Corinne Riddell (Modifications by Alan Hubbard & Tomer Altman)
November 6, 2024
So far we’ve (mostly) been using formulas of the form \(\text{estimate}\pm\text{margin of error}\) to generate confidence intervals
We’ve applied these formulas to the mean \(\bar{x}\) and the proportion \(\hat{p}\). These “large sample” procedures use the Central Limit Theorem to calculate the standard error of the sampling distribution for \(\bar{x}\) and \(\hat{p}\).
We did this when the data met certain assumptions, including having an SRS and that either the data is normally distributed or the sample size is large enough that the CLT kicks in
Often times, we’re stuck if the sample size is too small (though we saw alternative methods when n is small for the proportion)
We need a procedure to calculate confidence intervals when the sample size is small and when we can’t assume that the CLT kicked in
Bootstrapping is still a “large sample” method, but can sometimes perform better than standard methods if the sample size is small and the sampling distribution not perfectly symmetric
Bootstrapping can be also very useful when analytically deriving a confidence interval is difficult or impossible
For instance, what if we wanted a confidence interval for the median? Or a confidence interval for the first quartile, \(Q_1\), or some other parameter?

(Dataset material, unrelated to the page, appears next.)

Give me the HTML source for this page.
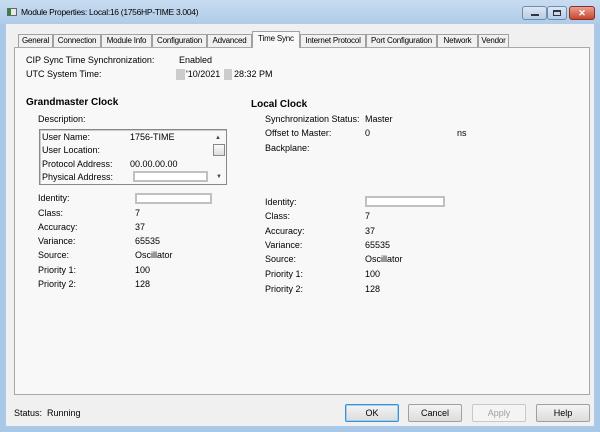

We couldn’t use the regular formula for calculating the confidence interval because we don’t know how to calculate the standard error for these other parameters
We need a procedure to calculate confidence intervals for other parameters, such as the median or any other quartile or percentile. That is, this procedure can calculate CIs when we don’t know the formula for the standard error.
Depending on the type of bootstrap CI used, the CI can still work well (in some cases) when the sampling distribution of our estimator is not normally distributed
The Bootstrap CI can be made for almost any parameter (based on its sample statistic)
It was so-named because it uses only the information from the sample you have to estimate the CI, such that the sample is “pulling itself up by its bootstraps”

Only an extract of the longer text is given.